Methods: Generally, it enforces k-anonymity into mail auditing process to achieve the goal of privacy protection. K-anonymity is a situation where a user u is indistinguishable from at least other k-1 users; in other words, emails of the same template are sent out to at least k recipients, and in such a batch of emails only personal information varies, referred as variable content. The example in Figure 1 can illustrate the specific meaning of k-anonymity. Two emails are the same except customers (Jessie and Sergio) and purchased items (Green Mountain Coffee and Bleu de Chanel). It is easy to hide such variable contents by using * in the template to protect user privacy. At the same time of hiding variable contents, they also want to maximize content coverage, e.g. privacy-irrelevant information, for the convenience of mail auditors.
|Figure 1. K-anonymity in mail auditing.|
|Figure 2. Identical Mail-Hash signature for mail (a) and mail (b), and a different one for mail (c).|
Once messages are grouped into equivalent classes, they mask variable contents and obtain a list of templates, where each template represents a class. A masked email sample of a shopping receipt is shown in Figure 3.
|Figure 3. A masked sample of a shopping receipt.|
When applying their approach into real setting, another challenge comes up - k-anonymity requirement needs to be satisfied over time. Since auditors will be exposed to more and more masked emails samples over their lifetime, auxiliary release of information may violate k-anonymity, e.g. auditors may gradually get to know user's personal privacy if they are exposed too much relevant information overtime. Therefore, they design a daily template assignment that controls such potential release of information. In their algorithm, auditors won't have any chance to see templates that have been assigned to them in previous days. Besides, once an auditor has been exposed to a recipient's email template, he/she won't be associated with any other templates of this user.
Experiments: They perform experiments on Yahoo mail traffic and compare it with Min-Hash approach. Figure 4 (left) depicts the content coverage of an email template as a function of its class size. It can be seen that large class has small content coverage, as in real setting, such emails are usually sent out in large scale while contain less useful information. The results reveal that Mail-Hash is able to maintain more contents (irrelevant with privacy) exposed to auditors for review. Figure 4 (right) depicts deduplication ratio as a function of class size, which measures how similar those messages are in one class. It reveals that Mail-Hash is able to group more similar messages into one class.

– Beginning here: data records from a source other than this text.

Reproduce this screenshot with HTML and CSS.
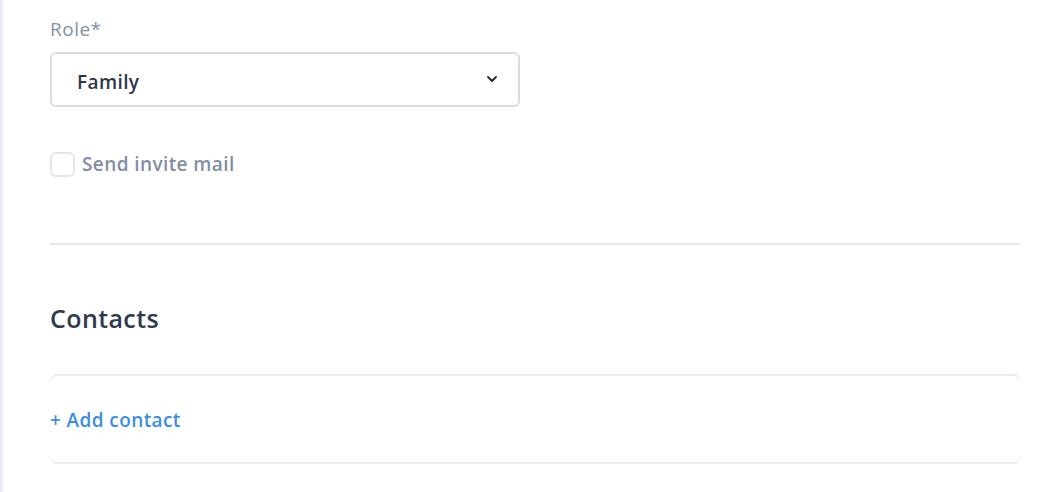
FILE: index.html
```html
<!DOCTYPE html>
<html lang="en">
<head>
<meta charset="utf-8">
<title>Member form</title>
<link rel="stylesheet" href="styles.css">
</head>
<body>
<div class="page">
  <div class="field">
    <div class="label">Role*</div>
    <div class="select">
      <span class="select-value">Family</span>
      <svg class="chevron" width="12" height="8" viewBox="0 0 12 8"><path d="M2 2 L6 6 L10 2" fill="none" stroke="#1f2633" stroke-width="1.8" stroke-linecap="round" stroke-linejoin="round"/></svg>
    </div>
  </div>
  <label class="check-row">
    <span class="checkbox"></span>
    <span class="check-label">Send invite mail</span>
  </label>
  <div class="divider"></div>
  <h2 class="section-title">Contacts</h2>
  <div class="card">
    <a class="add-link" href="#">+ Add contact</a>
  </div>
</div>
</body>
</html>
```

FILE: styles.css
```css
html, body {
  margin: 0;
  padding: 0;
  background: #ffffff;
}
body {
  font-family: "Open Sans", "Noto Sans", sans-serif;
  height: 492px;
  overflow: hidden;
}
.page {
  border-left: 3px solid #e9edf2;
  padding: 17px 37px 0 47px;
  min-height: 492px;
  box-sizing: border-box;
}
.label {
  font-size: 19px;
  line-height: 24px;
  letter-spacing: 0.5px;
  color: #8591a5;
  font-weight: 500;
}
.select {
  margin-top: 11px;
  width: 470px;
  height: 55px;
  box-sizing: border-box;
  border: 2px solid #dcdcdc;
  border-radius: 6px;
  display: flex;
  align-items: center;
  justify-content: space-between;
  padding: 5px 20px 0 25px;
}
.select-value {
  font-size: 19px;
  letter-spacing: 0.4px;
  font-weight: 600;
  color: #2d3748;
}
.chevron {
  margin-top: -7px;
}
.check-row {
  display: flex;
  align-items: center;
  margin-top: 44px;
  gap: 7px;
}
.checkbox {
  width: 25px;
  height: 25px;
  box-sizing: border-box;
  border: 2px solid #e3e5e9;
  border-radius: 6px;
}
.check-label {
  font-size: 19px;
  letter-spacing: 0.4px;
  font-weight: 600;
  color: #818ea2;
}
.divider {
  margin-top: 66px;
  height: 2px;
  background: #e7e8ec;
}
.section-title {
  margin: 57px 0 0;
  font-size: 25px;
  letter-spacing: 0.4px;
  line-height: 32px;
  font-weight: 600;
  color: #2f3a4c;
}
.card {
  margin-top: 40px;
  height: 90px;
  box-sizing: border-box;
  border-top: 2px solid #ebebf0;
  border-bottom: 2px solid #ebebf0;
  border-radius: 8px;
  display: flex;
  align-items: center;
  padding-top: 1px;
}
.add-link {
  font-size: 19px;
  letter-spacing: 0.4px;
  font-weight: 600;
  color: #3d8de2;
  text-decoration: none;
}
```
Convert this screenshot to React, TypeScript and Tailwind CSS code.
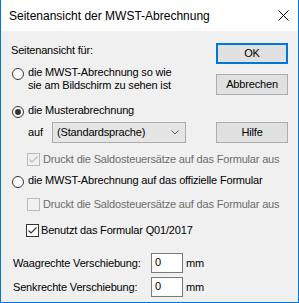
function Radio({ checked }: { checked?: boolean }) {
  return (
    <span className="mt-[2px] flex h-[12px] w-[12px] shrink-0 items-center justify-center rounded-full border border-[#333333] bg-white">
      {checked && <span className="h-[6px] w-[6px] rounded-full bg-[#333333]" />}
    </span>
  );
}

function Check({ checked, disabled }: { checked?: boolean; disabled?: boolean }) {
  return (
    <span
      className={
        "flex h-[13px] w-[13px] shrink-0 items-center justify-center border " +
        (disabled ? "border-[#bcbcbc] bg-[#f0f0f0]" : "border-[#333333] bg-white")
      }
    >
      {checked && (
        <svg width="11" height="11" viewBox="0 0 11 11" fill="none">
          <path
            d="M1.5 5.5 L4 8 L9.5 2.5"
            stroke={disabled ? "#bcbcbc" : "#333333"}
            strokeWidth="1.2"
          />
        </svg>
      )}
    </span>
  );
}

function Button({ label, focused }: { label: string; focused?: boolean }) {
  return (
    <button
      className={
        "flex h-[21px] w-[72px] shrink-0 items-center justify-center bg-[#e1e1e1] text-black " +
        (focused ? "border-2 border-[#0078d7]" : "border border-[#adadad]")
      }
    >
      {label}
    </button>
  );
}

function OffsetRow({ label }: { label: string }) {
  return (
    <div className="flex h-[20px] items-center pl-[2px]">
      <span className="w-[138px]">{label}</span>
      <div className="h-[20px] w-[32px] border border-[#7a7a7a] bg-white pl-[3px] pt-[2px]">0</div>
      <span className="ml-[3px]">mm</span>
    </div>
  );
}

export default function App() {
  return (
    <div className="flex h-[303px] w-[299px] flex-col border-x border-b border-[#0078d7] bg-[#f0f0f0] font-['Liberation_Sans',Arial,sans-serif] text-[11px] leading-[13px] tracking-[-0.17px] text-black">
      <div className="flex h-[31px] shrink-0 items-center justify-between bg-white pl-[8px] pr-[9px] tracking-normal">
        <span className="text-[12px] leading-[16px]">Seitenansicht der MWST-Abrechnung</span>
        <svg width="11" height="11" viewBox="0 0 11 11">
          <path d="M0.5 0.5 L10.5 10.5 M10.5 0.5 L0.5 10.5" stroke="#000" strokeWidth="1" />
        </svg>
      </div>

      <div className="flex flex-col pl-[10px] pr-[10px]">
        <div className="mt-[12px] flex items-start justify-between">
          <span className="mt-[1px]">Seitenansicht für:</span>
          <Button label="OK" focused />
        </div>

        <div className="mt-[2px] flex items-start justify-between">
          <div className="flex items-start gap-[4px] pl-[1px]">
            <Radio />
            <span>
              die MWST-Abrechnung so wie
              <br />
              sie am Bildschirm zu sehen ist
            </span>
          </div>
          <div className="mt-[8px]">
            <Button label="Abbrechen" />
          </div>
        </div>

        <div className="mt-[9px] flex items-start gap-[4px] pl-[1px]">
          <Radio checked />
          <span>die Musterabrechnung</span>
        </div>

        <div className="mt-[4px] flex h-[21px] items-center justify-between">
          <div className="flex items-center pl-[17px]">
            <span className="w-[24px]">auf</span>
            <div className="flex h-[21px] w-[134px] items-center justify-between border border-[#acacac] bg-[#e5e5e5] pl-[4px] pr-[6px]">
              <span>(Standardsprache)</span>
              <svg width="8" height="5" viewBox="0 0 8 5" fill="none">
                <path d="M0.5 0.5 L4 4 L7.5 0.5" stroke="#606060" strokeWidth="1" />
              </svg>
            </div>
          </div>
          <Button label="Hilfe" />
        </div>

        <div className="mt-[10px] flex items-center gap-[3px] pl-[16px] text-[#6d6d6d]">
          <Check checked disabled />
          <span>Druckt die Saldosteuersätze auf das Formular aus</span>
        </div>

        <div className="mt-[8px] flex items-start gap-[4px] pl-[1px]">
          <Radio />
          <span>die MWST-Abrechnung auf das offizielle Formular</span>
        </div>

        <div className="mt-[10px] flex items-center gap-[3px] pl-[16px] text-[#6d6d6d]">
          <Check disabled />
          <span>Druckt die Saldosteuersätze auf das Formular aus</span>
        </div>

        <div className="mt-[13px] flex items-center gap-[2px] pl-[15px]">
          <Check checked />
          <span>Benutzt das Formular Q01/2017</span>
        </div>

        <div className="mt-[16px]">
          <OffsetRow label="Waagrechte Verschiebung:" />
        </div>
        <div className="mt-[4px]">
          <OffsetRow label="Senkrechte Verschiebung:" />
        </div>
      </div>
    </div>
  );
}
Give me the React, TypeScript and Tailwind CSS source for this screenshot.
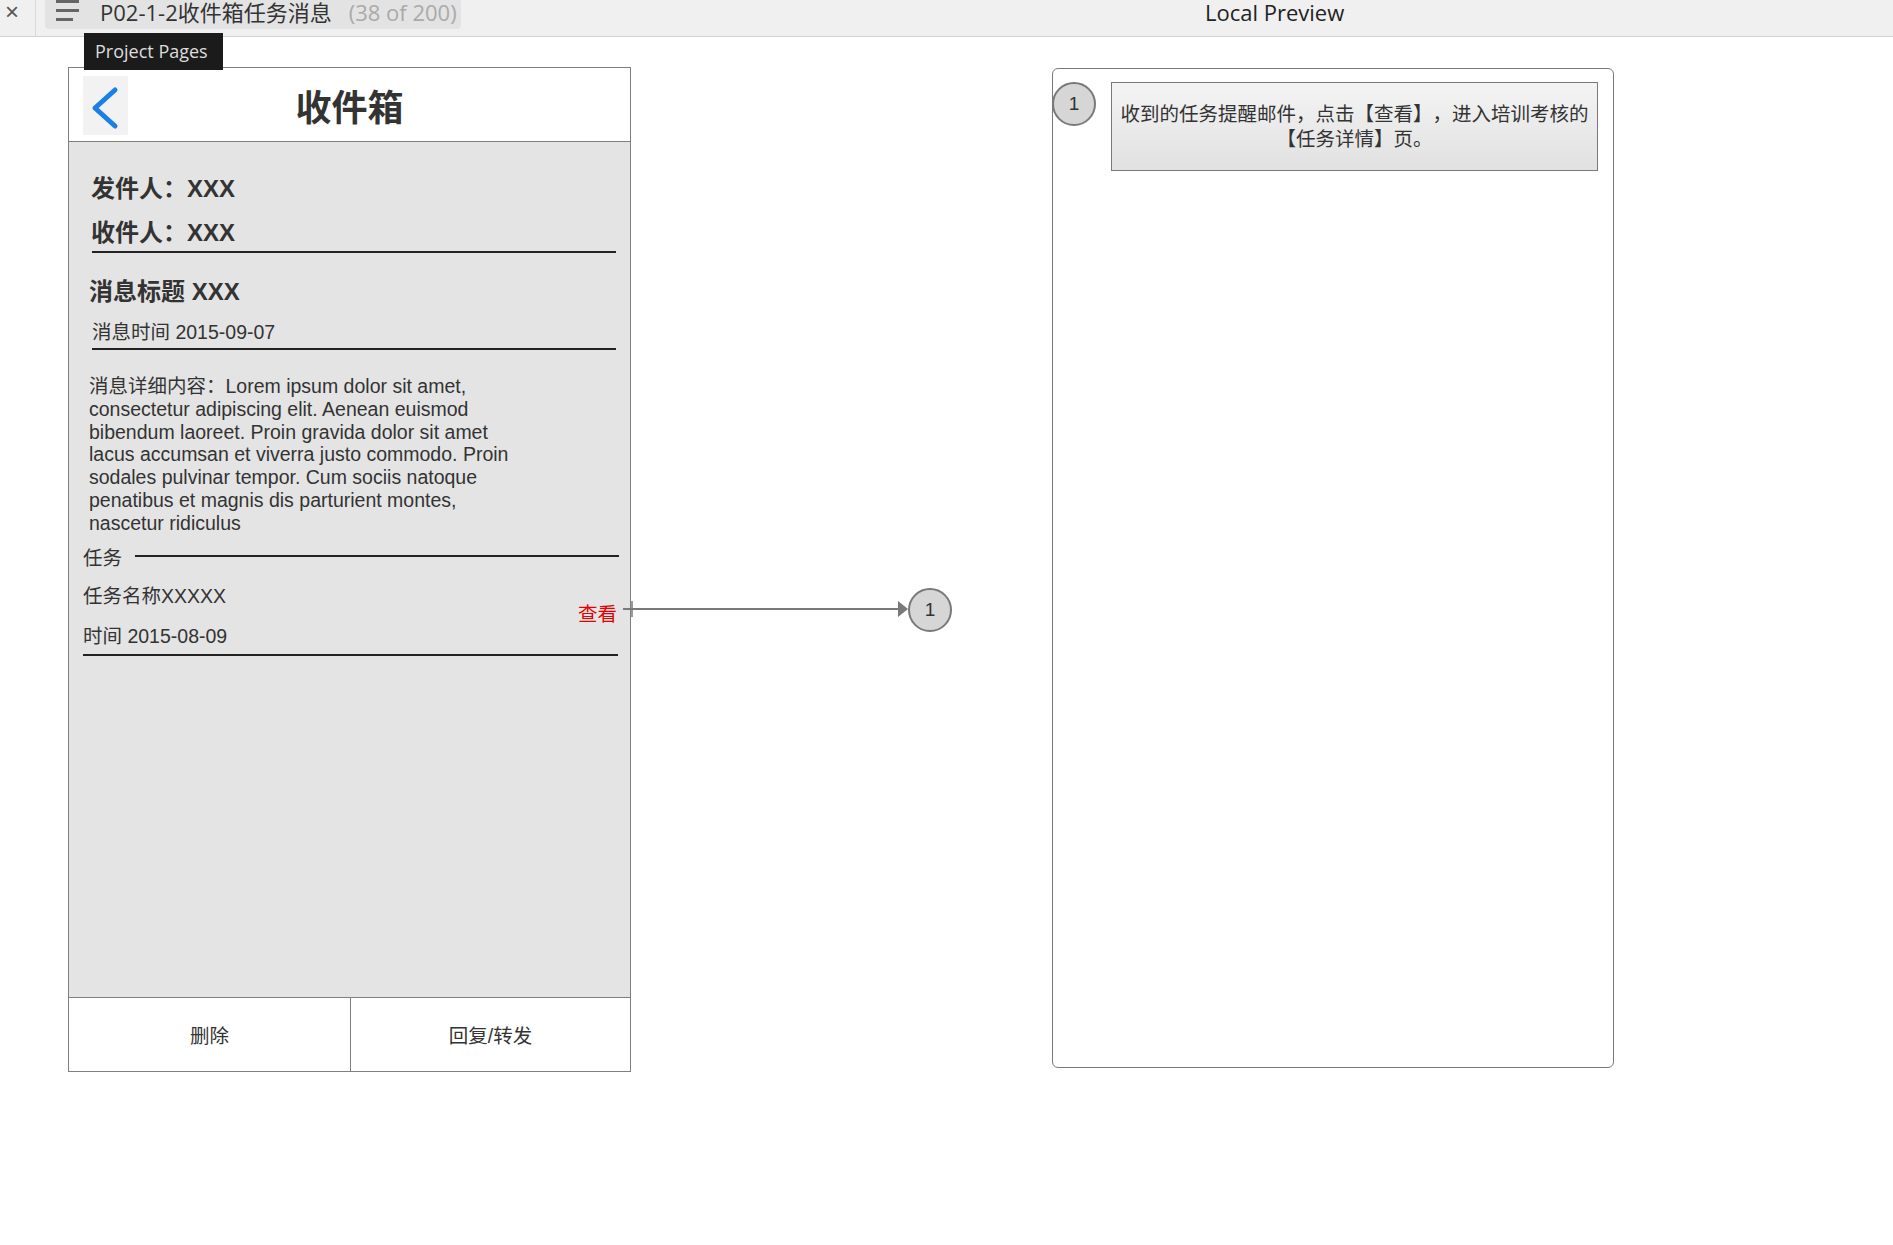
const latinCjk = "font-['Liberation_Sans','Noto_Sans_CJK_SC',sans-serif]"

function Badge({ className = '' }: { className?: string }) {
  return (
    <div
      className={`flex h-[44px] w-[44px] shrink-0 items-center justify-center rounded-full border-2 border-[#797979] bg-[#d6d6d6] font-['Liberation_Sans',sans-serif] text-[19px] text-[#333] ${className}`}
    >
      1
    </div>
  )
}

function TopBar() {
  return (
    <div className="relative flex h-[37px] items-start border-b border-[#d2d2d2] bg-[#f0f0f0] font-['Open_Sans','Noto_Sans_CJK_SC',sans-serif]">
      <div className="flex h-full w-[36px] items-start border-r border-[#dadada] pl-[5px] font-['Liberation_Sans',sans-serif] text-[24px] leading-[24px] text-[#555]">
        ×
      </div>
      <div className="ml-[9px] flex h-[29px] w-[416px] items-start rounded-b-[4px] bg-[#e3e3e3] pl-[11px]">
        <svg width="24" height="22" viewBox="0 0 24 22">
          <rect x="0" y="0" width="23" height="3" fill="#666" />
          <rect x="0" y="9" width="23" height="3" fill="#666" />
          <rect x="0" y="18" width="17" height="3" fill="#666" />
        </svg>
        <span className="ml-[20px] text-[22px] leading-[24px] text-[#333]">P02-1-2收件箱任务消息</span>
        <span className="ml-[17px] text-[22px] leading-[24px] text-[#aaa]">(38 of 200)</span>
      </div>
      <div className="ml-[744px] flex h-[24px] items-center text-[22px] leading-[24px] text-[#222]">
        Local Preview
      </div>
      {/* tooltip */}
      <div className="absolute left-[84px] top-[33px] z-20 flex h-[37px] w-[139px] items-center bg-[#1b1b1b] pl-[11px] text-[18px] text-[#ddd]">
        Project Pages
      </div>
    </div>
  )
}

function PhoneCard() {
  return (
    <div className={`flex h-[1005px] w-[563px] shrink-0 flex-col border border-[#7f7f7f] bg-white text-[#333] ${latinCjk}`}>
      <div className="grid h-[74px] grid-cols-[59px_1fr_59px] items-center border-b border-[#7f7f7f]">
        <div className="ml-[14px] mt-[1px] h-[59px] w-[45px] bg-[#f2f2f2]">
          <svg width="45" height="59" viewBox="0 0 45 59">
            <polyline
              points="32,14 12,32 32,50"
              fill="none"
              stroke="#1a7fe6"
              strokeWidth="5"
              strokeLinecap="round"
              strokeLinejoin="round"
            />
          </svg>
        </div>
        <div className="pt-[8px] text-center text-[36px] font-bold leading-[40px]">收件箱</div>
        <div />
      </div>

      <div className="flex-1 bg-[#e4e4e4]">
        <div className="ml-[22px] mt-[27px] h-[40px] text-[24px] font-bold leading-[40px]">发件人：XXX</div>
        <div className="ml-[22px] mt-[5px] h-[37px] text-[24px] font-bold leading-[37px]">收件人：XXX</div>
        <div className="ml-[23px] h-[2px] w-[524px] bg-[#222]" />

        <div className="ml-[20px] mt-[19px] h-[40px] text-[24px] font-bold leading-[40px]">消息标题 XXX</div>
        <div className="ml-[23px] mt-[5px] h-[30px] text-[19.5px] leading-[30px]">消息时间 2015-09-07</div>
        <div className="ml-[23px] mt-[1px] h-[2px] w-[524px] bg-[#222]" />

        <p className="ml-[20px] mt-[25px] w-[436px] text-[19.5px] leading-[22.8px]">
          消息详细内容：Lorem ipsum dolor sit amet, consectetur adipiscing elit. Aenean euismod bibendum
          laoreet. Proin gravida dolor sit amet lacus accumsan et viverra justo commodo. Proin sodales
          pulvinar tempor. Cum sociis natoque penatibus et magnis dis parturient montes, nascetur ridiculus
        </p>

        <div className="ml-[14px] mr-[11px] mt-[12px] flex h-[24px] items-center text-[19.5px]">
          任务
          <div className="mb-[6px] ml-[13px] h-[2px] flex-1 bg-[#222]" />
        </div>

        <div className="ml-[14px] mr-[13px] mt-[10px] flex items-center justify-between text-[19.5px]">
          <div>
            <div className="h-[30px] leading-[30px]">任务名称XXXXX</div>
            <div className="mt-[10px] h-[30px] leading-[30px]">时间 2015-08-09</div>
          </div>
          <span className="mb-[2px] text-[#e60000]">查看</span>
        </div>
        <div className="ml-[14px] mt-[3px] h-[2px] w-[535px] bg-[#222]" />
      </div>

      <div className="grid h-[74px] grid-cols-[282px_1fr] border-t border-[#7f7f7f] text-[19.5px]">
        <div className="flex items-center justify-center border-r border-[#7f7f7f] pt-[4px]">删除</div>
        <div className="flex items-center justify-center pt-[4px]">回复/转发</div>
      </div>
    </div>
  )
}

function Connector() {
  return (
    <div className="relative z-10 -ml-[8px] mt-[521px] flex items-center">
      <svg width="285" height="20" viewBox="0 0 285 20" className="mb-[3px]">
        <line x1="9" y1="2" x2="9" y2="18" stroke="#797979" strokeWidth="1.5" />
        <line x1="0" y1="10" x2="277" y2="10" stroke="#797979" strokeWidth="2" />
        <polygon points="275,2 285,10 275,18" fill="#797979" />
      </svg>
      <Badge />
    </div>
  )
}

function NotePanel() {
  return (
    <div className={`ml-[100px] mt-[1px] h-[1000px] w-[562px] shrink-0 rounded-[6px] border border-[#797979] ${latinCjk}`}>
      <div className="flex items-start pt-[13px]">
        <Badge className="-ml-px" />
        <div className="ml-[15px] flex h-[89px] w-[487px] items-center justify-center border border-[#797979] bg-gradient-to-b from-[#f4f4f4] to-[#e1e1e1] px-[6px] text-center text-[19.5px] leading-[25px] text-[#333] [text-spacing-trim:space-all]">
          收到的任务提醒邮件，点击【查看】，进入培训考核的【任务详情】页。
        </div>
      </div>
    </div>
  )
}

export default function App() {
  return (
    <div className="min-h-screen bg-white">
      <TopBar />
      <div className="flex items-start pl-[68px] pt-[30px]">
        <PhoneCard />
        <Connector />
        <NotePanel />
      </div>
    </div>
  )
}
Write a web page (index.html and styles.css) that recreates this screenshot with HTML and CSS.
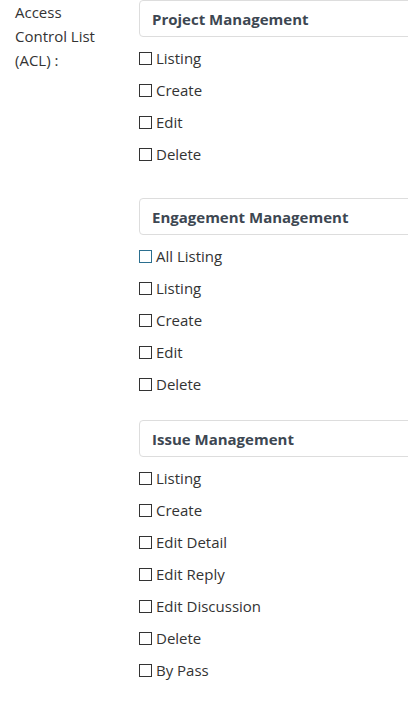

|Figure 4. Mail-Hash vs. Min-Hash.|
Conclusion: In this paper, they resolve the problem of privacy protection in web mail auditing process, particularly focusing on those machine-generated emails containing personal information in message body. As machine-generated emails always share similar structure and are sent to large size of recipient, this paper proposes to extract general email template by moving privacy-sensitive variable contents. In this way, a list of masked templates are generated that will be shown to auditors. In their online mail audition, k-anonymity always holds. Their method can not only protect privacy but also keep large fraction of content coverage for auditors review. Besides, the messages grouped into same class (same template) by Mail-Hash also maintain large average similarity.